When it comes to the grip the body is quite uncomfortable to use as it feels like you are holding a bar of soap. But you can’t really excpet much from a vintage style camera. Also after using the MHG-XE4 hand grip and TR-XE4 thumb grip, it it was quite comfortable to hold the camera and shoot. The camera looks attractive, the leather look feels nice in hand and the alloy top plate looks beautiful. Overall the camera  feels solid in hand. The camera is designed very minimalistically by Fujifilm to make it look more compact and easy to carry on the go. Buttons and dial placements are comfortable and easy to operate.

Image Quality
We have been using this camera around a week and shot some images in different lighting conditions, let’s see how it performs.

Daylight: The Fujifilm X-E4 is equipped with a 26 megapixel APS-C sensor. The sample photos visual quality was amazing and appealing to the eye. The photos taken in daylight were well exposed, and the colours were quite realistic. To grab and retain the subject, the focusing was rather bit slow. When zoomed in, the images were crisp and clear.
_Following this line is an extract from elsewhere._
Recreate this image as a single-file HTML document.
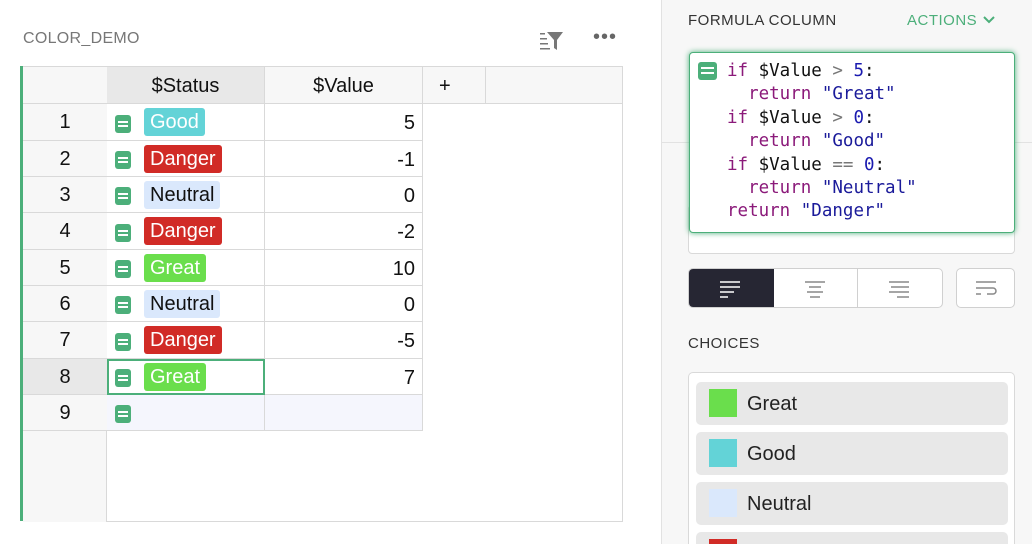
<!DOCTYPE html>
<html style="width:1032px;height:544px;overflow:hidden"><head><style>
*{box-sizing:border-box;margin:0;padding:0}
body{width:1032px;height:544px;overflow:hidden;background:#fff;font-family:"Liberation Sans",sans-serif;position:relative}
.a{position:absolute}
.cell{position:absolute;border-right:1px solid #d9d9d9;border-bottom:1px solid #d9d9d9;font-size:20px;color:#111}
.rn{background:#f7f7f7;text-align:center;line-height:36px}
.val{text-align:right;padding-right:7px;line-height:38px}
.ic{position:absolute;left:8px;width:16px;height:18px;background:#4caf7a;border-radius:3px}
.ic:before,.ic:after{content:"";position:absolute;left:3px;right:3px;height:2px;background:#fff}
.ic:before{top:6px}.ic:after{top:10px}
.chip{position:absolute;left:37px;top:4px;height:28px;line-height:28px;padding:0 6px;border-radius:3px;font-size:20px}
.mono{font-family:"DejaVu Sans Mono","Liberation Mono",monospace;font-size:17.5px;line-height:23.4px;white-space:pre}
.kw{color:#8b1a7a}.st{color:#1a1a9a}.nu{color:#1a1ab0}.op{color:#777}
.item{position:absolute;left:7px;width:312px;height:43px;background:#e8e8e8;border-radius:5px;font-size:20px;color:#222}
.item .sw{position:absolute;left:13px;top:7px;width:28px;height:28px}
.item span{position:absolute;left:51px;top:11px}
</style></head><body>
<div class="a" style="left:23px;top:30px;font-size:16px;color:#777;letter-spacing:.3px">COLOR_DEMO</div>
<svg class="a" style="left:538px;top:30px" width="26" height="22" viewBox="0 0 26 22"><g fill="#777"><rect x="2" y="3" width="5" height="1.5"/><rect x="2" y="8" width="7" height="1.5"/><rect x="2" y="13" width="8" height="1.5"/><rect x="2" y="18" width="10" height="1.5"/><path d="M9 2h16l-6 8v10l-3-2v-8z"/></g></svg>
<div class="a" style="left:593px;top:26px;font-size:20px;color:#666;letter-spacing:1px">•••</div>
<div class="a" style="left:20px;top:66px;width:3px;height:455px;background:#4caf7a"></div>
<div class="a" style="left:23px;top:66px;width:600px;height:456px;border:1px solid #d9d9d9;border-left:none;background:#fff"></div>
<div class="a" style="left:23px;top:104px;width:84px;height:418px;background:#f7f7f7;border-right:1px solid #d9d9d9"></div>
<div class="cell" style="left:23px;top:66px;width:85px;height:38px;background:#f7f7f7;border-top:1px solid #d9d9d9"></div>
<div class="cell" style="left:107px;top:66px;width:158px;height:38px;background:#e8e8e8;text-align:center;line-height:38px;border-top:1px solid #d9d9d9">$Status</div>
<div class="cell" style="left:265px;top:66px;width:158px;height:38px;background:#f7f7f7;text-align:center;line-height:38px;border-top:1px solid #d9d9d9">$Value</div>
<div class="cell" style="left:423px;top:66px;width:63px;height:38px;background:#f7f7f7;line-height:38px;padding-left:16px;border-top:1px solid #d9d9d9">+</div>
<div class="cell" style="left:486px;top:66px;width:137px;height:38px;background:#f7f7f7;border-top:1px solid #d9d9d9"></div>
<div id="rows"></div>
<script>
var d=[["Good","#63d3d7","#fff","5"],["Danger","#d12b26","#fff","-1"],["Neutral","#dae8fc","#111","0"],["Danger","#d12b26","#fff","-2"],["Great","#6ade4c","#fff","10"],["Neutral","#dae8fc","#111","0"],["Danger","#d12b26","#fff","-5"],["Great","#6ade4c","#fff","7"],["","","","" ]];
var tops=[104,141,177,213,250,286,322,359,395],h="";
for(var i=0;i<9;i++){var t=tops[i],hh=(i<8?tops[i+1]:431)-t,r=d[i];
var bg=i==8?"#f5f6fd":"#fff";
h+='<div class="cell rn" style="left:23px;top:'+t+'px;width:85px;height:'+hh+'px;'+(i==7?'background:#e8e8e8':'')+'">'+(i+1)+'</div>';
h+='<div class="cell" style="left:107px;top:'+t+'px;width:158px;height:'+hh+'px;background:'+bg+';'+(i==7?'outline:2px solid #4caf7a;outline-offset:-2px':'')+'"><div class="ic" style="top:'+(hh/2-8)+'px"></div>'+(r[0]?'<div class="chip" style="background:'+r[1]+';color:'+r[2]+'">'+r[0]+'</div>':'')+'</div>';
h+='<div class="cell val" style="left:265px;top:'+t+'px;width:158px;height:'+hh+'px;background:'+bg+'">'+r[3]+'</div>';}
document.getElementById("rows").innerHTML=h;
</script>
<div class="a" style="left:661px;top:0;width:371px;height:544px;background:#f7f7f7;border-left:1px solid #e2e2e2;overflow:hidden">
<div class="a" style="left:26px;top:372px;width:327px;height:172px;background:#fff;border:1px solid #d9d9d9;border-bottom:none;border-radius:5px 5px 0 0;overflow:hidden">
<div class="item" style="top:9px"><div class="sw" style="background:#6ade4c"></div><span>Great</span></div>
<div class="item" style="top:59px"><div class="sw" style="background:#63d3d7"></div><span>Good</span></div>
<div class="item" style="top:109px"><div class="sw" style="background:#dae8fc"></div><span>Neutral</span></div>
<div class="item" style="top:159px;height:12px;border-radius:5px 5px 0 0"><div class="sw" style="background:#d12b26;height:5px"></div></div>
</div>
</div>
<div class="a" style="left:688px;top:12px;font-size:15px;color:#333;letter-spacing:.5px">FORMULA COLUMN</div>
<div class="a" style="left:907px;top:12px;font-size:15px;color:#4caf7a;letter-spacing:.5px">ACTIONS <svg width="14" height="10" viewBox="0 0 14 10"><path d="M2 2l5 5 5-5" stroke="#4caf7a" stroke-width="2" fill="none"/></svg></div>
<div class="a" style="left:661px;top:142px;width:371px;height:1px;background:#e2e2e2"></div>
<div class="a" style="left:688px;top:205px;width:327px;height:49px;border:1px solid #d9d9d9;border-radius:4px;background:#fff"></div>
<div class="a" style="left:688px;top:268px;width:255px;height:40px;border:1px solid #d0d0d0;border-radius:5px;background:#fff;overflow:hidden">
<div class="a" style="left:0;top:0;width:85px;height:40px;background:#262633"></div>
<div class="a" style="left:168px;top:0;width:1px;height:40px;background:#d0d0d0"></div></div>
<svg class="a" style="left:718px;top:278px" width="24" height="20"><g stroke="#fff" stroke-width="1.5"><path d="M2 4h20M2 9h20M2 14h14M2 19h8"/></g></svg>
<svg class="a" style="left:803px;top:278px" width="24" height="20"><g stroke="#888" stroke-width="1.5"><path d="M2 4h20M6 9h12M4 14h16M7 19h10"/></g></svg>
<svg class="a" style="left:887px;top:278px" width="24" height="20"><g stroke="#888" stroke-width="1.5"><path d="M2 4h20M4 9h18M2 14h20M10 19h12"/></g></svg>
<div class="a" style="left:956px;top:268px;width:59px;height:40px;border:1px solid #d0d0d0;border-radius:5px;background:#fff"></div>
<svg class="a" style="left:974px;top:278px" width="24" height="20"><g stroke="#888" stroke-width="1.5" fill="none"><path d="M2 4h20M2 10h17a3 3 0 0 1 0 6h-6M2 16h5"/></g></svg>
<div class="a" style="left:689px;top:52px;width:326px;height:181px;background:#fff;border:1px solid #4caf7a;border-radius:4px;box-shadow:0 0 6px #4caf7a"></div>
<div class="a" style="left:698px;top:62px;width:19px;height:18px;background:#4caf7a;border-radius:3px"></div>
<div class="a" style="left:701px;top:67px;width:13px;height:2px;background:#fff"></div>
<div class="a" style="left:701px;top:72px;width:13px;height:2px;background:#fff"></div>
<div class="a mono" style="left:727px;top:60px;color:#111"><span class="kw">if</span> $Value <span class="op">&gt;</span> <span class="nu">5</span>:
  <span class="kw">return</span> <span class="st">"Great"</span>
<span class="kw">if</span> $Value <span class="op">&gt;</span> <span class="nu">0</span>:
  <span class="kw">return</span> <span class="st">"Good"</span>
<span class="kw">if</span> $Value <span class="op">==</span> <span class="nu">0</span>:
  <span class="kw">return</span> <span class="st">"Neutral"</span>
<span class="kw">return</span> <span class="st">"Danger"</span></div>
<div class="a" style="left:688px;top:335px;font-size:15px;color:#333;letter-spacing:.5px">CHOICES</div>
</body></html>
Lowlight: When it came to low-light photography, the photos captured by this camera were adequate but not exceptional. The colors were vibrant, but the pictures were less sharp and lacking in detail when zoomed in. Although, in low-light circumstances, the camera was hunting to focus in subject. Overall, the photos taken in lowlight conditions with this camera were mediocre.

ISO Performance: When it comes to ISO, the Fujifilm X-E4 performs admirably. Until ISO 3200, the photographs captured with this camera had less noise in them. Anything beyond 3200 ISO produced noise, and the photos began to lose clarity.

Video Quality

The X-E4 may not appear to be a natural choice for video work due to its rangefinder-style design, but it is really quite capable. It can capture 4K video at 24 or 30 frames per second, and Full HD video at up to 240 frames per second.
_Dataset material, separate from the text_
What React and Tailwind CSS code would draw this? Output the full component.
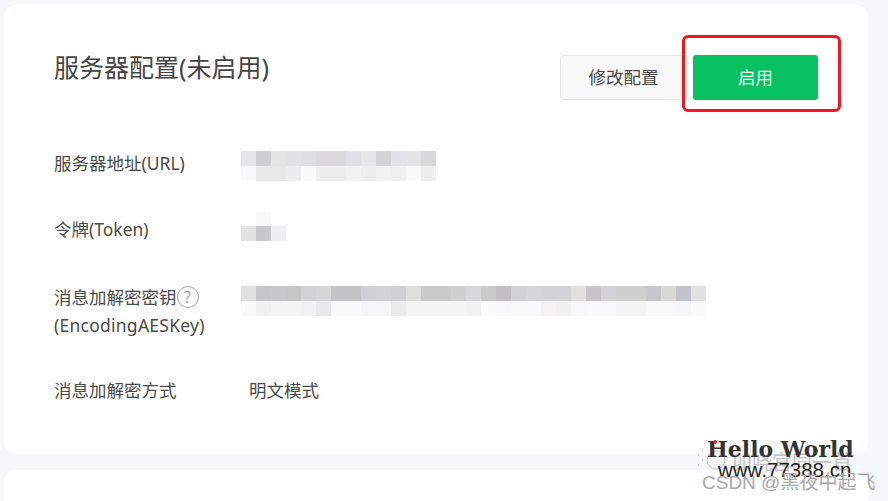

The camera can gather internal 8-bit logs as well as external 10-bit logs through the Micro-HDMI connection. If you want to avoid the trouble of colour-grading in post, the Eterna/Cinema profile, which delivers flat contrast and rich tones, may be exactly what you need.

There is no specific video record button, however this function can be assigned to one of the three custom buttons. When shooting video, AF settings are more limited than when taking stills. While face and eye detection are still available for human subjects, the usual autofocus subject tracking mode in which you place the AF box over your subject and start auto focusing to lock on it is missing. Face and eye detect works well, however the camera will sometimes lose the subject, resulting in a focus break. The cameras also lacks in-body stabilization.

The footage captured with the X-E4 was rather amazing. The video quality was very well exposed, the colours were vibrant, and the details were excellent in both 4K and Full HD.


The X-E4 is a sleek camera with great image quality and a bunch of good functions. It’s the brand’s smallest X-mount option and an excellent choice for street, travel, and hobby photographers. The images are sharp and crisp and the camera can also capture videos well, however the camera lacks in-body stabilisation which could be a challenge for the users. Another area of concern is the AF tracking and grip where other competitors provide a comfortable grip and better AF tracking using face/eye recognition. But overall, the camera is a fantastic option, and if you’re looking for a compact option around Rs. 75,000 for travel or street photography, you should definitely consider the Fujifilm X-E4.